On the partner side, Sogeti’s involvement highlights a growing market for what might be called “AI adoption engineering.” As generative AI moves from IT novelty to business‑critical tool, the gap between buying a license and achieving real productivity will increasingly be filled by consultancies that blend technical skill with change management. For Windows IT professionals, the message is clear: mastering the technicalities of Copilot administration (user provisioning, policy configuration, performance monitoring) is only half the battle—understanding how to guide users through the psychological and cultural shift is equally vital.

Challenges and Cautions Ahead

Despite the optimism, Raisio’s path is strewn with potential pitfalls. The city’s 2026 timeline depends on a stable macroeconomic environment and continued political support for digital investment. Municipal budgets in Finland, like elsewhere, are under pressure from rising healthcare and social service costs; an AI initiative perceived as a luxury could face cuts.
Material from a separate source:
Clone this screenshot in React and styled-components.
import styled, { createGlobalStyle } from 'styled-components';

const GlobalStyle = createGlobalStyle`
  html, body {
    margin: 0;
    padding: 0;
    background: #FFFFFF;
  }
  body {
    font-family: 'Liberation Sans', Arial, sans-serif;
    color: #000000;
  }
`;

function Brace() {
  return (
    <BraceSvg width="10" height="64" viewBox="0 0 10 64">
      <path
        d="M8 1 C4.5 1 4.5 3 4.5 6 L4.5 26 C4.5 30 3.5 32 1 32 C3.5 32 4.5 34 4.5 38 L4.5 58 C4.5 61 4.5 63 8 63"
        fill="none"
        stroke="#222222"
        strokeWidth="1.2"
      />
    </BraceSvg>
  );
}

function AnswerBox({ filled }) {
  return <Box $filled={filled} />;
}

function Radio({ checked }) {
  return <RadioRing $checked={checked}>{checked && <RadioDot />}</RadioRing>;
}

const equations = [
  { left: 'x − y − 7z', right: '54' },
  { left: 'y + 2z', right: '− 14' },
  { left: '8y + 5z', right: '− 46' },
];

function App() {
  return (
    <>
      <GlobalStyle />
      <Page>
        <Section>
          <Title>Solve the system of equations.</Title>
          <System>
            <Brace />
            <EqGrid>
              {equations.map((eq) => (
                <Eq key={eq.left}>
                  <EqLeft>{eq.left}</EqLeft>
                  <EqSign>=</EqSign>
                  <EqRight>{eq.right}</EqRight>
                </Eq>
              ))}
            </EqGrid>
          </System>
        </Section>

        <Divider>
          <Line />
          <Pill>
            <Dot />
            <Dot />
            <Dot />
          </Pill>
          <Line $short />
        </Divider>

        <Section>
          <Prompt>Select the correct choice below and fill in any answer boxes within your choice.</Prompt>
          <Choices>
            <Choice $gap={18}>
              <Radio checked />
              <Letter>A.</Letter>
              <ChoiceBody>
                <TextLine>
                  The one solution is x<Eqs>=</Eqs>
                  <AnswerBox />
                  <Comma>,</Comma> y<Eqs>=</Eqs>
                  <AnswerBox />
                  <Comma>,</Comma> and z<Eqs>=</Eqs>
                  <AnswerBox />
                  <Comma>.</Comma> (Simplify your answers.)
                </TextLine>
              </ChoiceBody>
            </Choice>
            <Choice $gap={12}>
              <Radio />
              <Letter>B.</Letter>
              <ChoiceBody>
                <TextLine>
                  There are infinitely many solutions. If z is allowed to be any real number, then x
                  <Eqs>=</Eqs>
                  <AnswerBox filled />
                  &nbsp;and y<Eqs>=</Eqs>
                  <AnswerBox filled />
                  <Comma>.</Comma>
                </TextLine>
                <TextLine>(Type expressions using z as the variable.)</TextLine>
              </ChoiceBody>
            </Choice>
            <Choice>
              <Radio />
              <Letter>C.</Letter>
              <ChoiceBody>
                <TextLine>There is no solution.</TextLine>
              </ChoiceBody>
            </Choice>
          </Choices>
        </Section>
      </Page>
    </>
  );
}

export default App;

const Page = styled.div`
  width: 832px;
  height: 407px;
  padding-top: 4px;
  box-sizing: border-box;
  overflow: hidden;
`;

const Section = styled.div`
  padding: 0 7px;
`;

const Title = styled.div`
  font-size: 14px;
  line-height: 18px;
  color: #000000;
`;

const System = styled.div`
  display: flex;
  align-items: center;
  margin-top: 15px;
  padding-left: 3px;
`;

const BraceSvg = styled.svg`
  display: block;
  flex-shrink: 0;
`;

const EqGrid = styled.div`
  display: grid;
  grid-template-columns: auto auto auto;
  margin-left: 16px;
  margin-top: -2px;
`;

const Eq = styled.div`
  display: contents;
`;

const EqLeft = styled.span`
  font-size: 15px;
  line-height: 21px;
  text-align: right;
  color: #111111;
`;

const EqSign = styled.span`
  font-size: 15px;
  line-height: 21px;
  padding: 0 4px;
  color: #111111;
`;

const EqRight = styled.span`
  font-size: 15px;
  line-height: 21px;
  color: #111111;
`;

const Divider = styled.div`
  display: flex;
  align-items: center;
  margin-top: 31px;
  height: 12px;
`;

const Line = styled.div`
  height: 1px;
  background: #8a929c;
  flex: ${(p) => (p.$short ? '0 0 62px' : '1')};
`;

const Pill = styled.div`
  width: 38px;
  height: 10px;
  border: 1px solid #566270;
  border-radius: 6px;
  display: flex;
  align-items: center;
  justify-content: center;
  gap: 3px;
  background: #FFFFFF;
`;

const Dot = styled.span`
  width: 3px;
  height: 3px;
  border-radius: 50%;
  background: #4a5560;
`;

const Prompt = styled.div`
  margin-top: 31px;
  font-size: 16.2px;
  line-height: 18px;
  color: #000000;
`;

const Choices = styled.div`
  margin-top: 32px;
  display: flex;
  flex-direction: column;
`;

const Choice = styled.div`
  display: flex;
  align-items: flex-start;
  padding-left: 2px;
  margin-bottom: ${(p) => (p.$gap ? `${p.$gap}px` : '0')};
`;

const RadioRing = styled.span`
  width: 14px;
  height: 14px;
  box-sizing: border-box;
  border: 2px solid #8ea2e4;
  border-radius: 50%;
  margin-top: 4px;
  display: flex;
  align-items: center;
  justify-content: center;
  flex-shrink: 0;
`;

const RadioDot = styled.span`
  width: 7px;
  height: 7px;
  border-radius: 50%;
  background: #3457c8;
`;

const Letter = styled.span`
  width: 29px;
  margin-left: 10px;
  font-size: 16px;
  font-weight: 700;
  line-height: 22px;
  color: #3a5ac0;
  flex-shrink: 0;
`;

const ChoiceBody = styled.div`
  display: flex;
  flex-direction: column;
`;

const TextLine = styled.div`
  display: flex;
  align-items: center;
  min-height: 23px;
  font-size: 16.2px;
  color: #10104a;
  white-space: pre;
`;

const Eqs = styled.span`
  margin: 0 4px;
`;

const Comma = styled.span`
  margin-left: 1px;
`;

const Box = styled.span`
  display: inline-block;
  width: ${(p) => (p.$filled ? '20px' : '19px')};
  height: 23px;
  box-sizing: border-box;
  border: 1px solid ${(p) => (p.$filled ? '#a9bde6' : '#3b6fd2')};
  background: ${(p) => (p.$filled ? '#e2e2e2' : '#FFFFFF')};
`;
There is also the unresolved issue of job displacement anxiety. While the city’s messaging emphasizes augmentation over automation, some clerical and administrative roles may change profoundly. Unions have called for formal negotiations on how AI tools are introduced, and any misstep in communication could erode the trust Raisio is carefully building.

Cybersecurity is another perennial concern. A tool that can access and synthesize vast amounts of internal data becomes an attractive attack surface. Raisio’s IT security team is working with Sogeti to implement Conditional Access policies that require multi‑factor authentication and compliant device status before Copilot can be used, but the threat landscape evolves rapidly.

What’s Next: From Pilot to Proof Point

As the autumn 2025 pilot nears its conclusion, Raisio is planning a series of “Showcase Wednesdays” where early adopters will publicly demonstrate how they’ve used Copilot to save time, improve service quality, or solve a sticky problem. These events are designed not only to build internal momentum but also to provide transparency to citizens and local media. The city council is scheduled to receive a comprehensive report in early 2026, after which a final decision on the full rollout will be made.

If successful, Raisio could become a model for how small and mid‑sized municipalities—often lacking the resources of national governments—can pragmatically embrace generative AI. The ingredients are already visible: a phased, learning‑oriented deployment; a partnership that melds technology with change management; robust governance that doesn’t stifle innovation; and an unwavering focus on the trust of employees and citizens alike.

For the wider Windows community, Raisio’s story is a reminder that the most important feature of Microsoft 365 Copilot isn’t its ability to draft a perfect email or summarize a spreadsheet—it’s the framework of people, policies, and practices that decides whether that AI becomes a trusted colleague or a source of friction. As Copilot rolls out to more organisations across the globe, the quiet, methodical approach taken by this Finnish city may well become the gold standard for AI adoption in the public square.